Here now, some final words on the subject, by Pope Benedict XV1, no less, taken from his address on “moral truth” while on a visit to Nicosia, Cyprus, on June 5 last year.
Referring to politicians, the Pope said: “You as public servants know the importance of truth, integrity and respect in your relationships with others. Personal relationships are often the first steps toward building trust and in due course bonds of friendship between individuals, peoples and nations. This is an essential part of your role, both as politicians and diplomats. In countries with delicate political situations, such honest and open personal relationships can be the beginning of a much greater good for entire societies and peoples.

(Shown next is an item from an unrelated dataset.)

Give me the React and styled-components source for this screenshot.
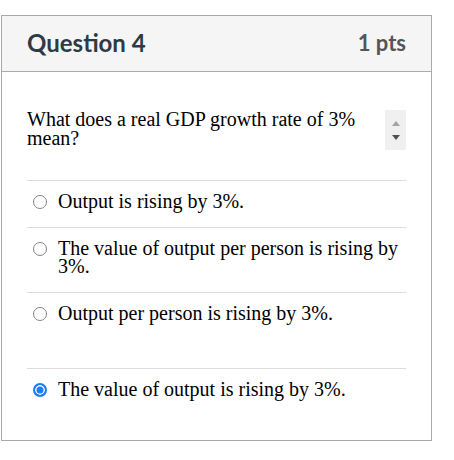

Let me encourage you to seize the opportunities afforded you, both personally and institutionally, to building these relationships and, in so doing, foster the greater good of the concert of nations and the true good of those whom you represent.”
As for the promotion of what he referred to as “moral truth,” the Pontiff suggested three ways by which to achieve it: “Acting responsibility on the basis of factual knowledge; deconstructing political ideologies which would supplant the truth; and basing positive law upon the ethical principles of natural law.”
As mindless as were his most recent public statements, including his desperate attempt at justifying them, Doddy spoke a recognizable if convenient truth, and if only unwittingly. Undeniably, at this particular time politics in Saint Lucia is as an open sewer especially attractive to Houseflies—whether or not disguised as good boys and nice guys!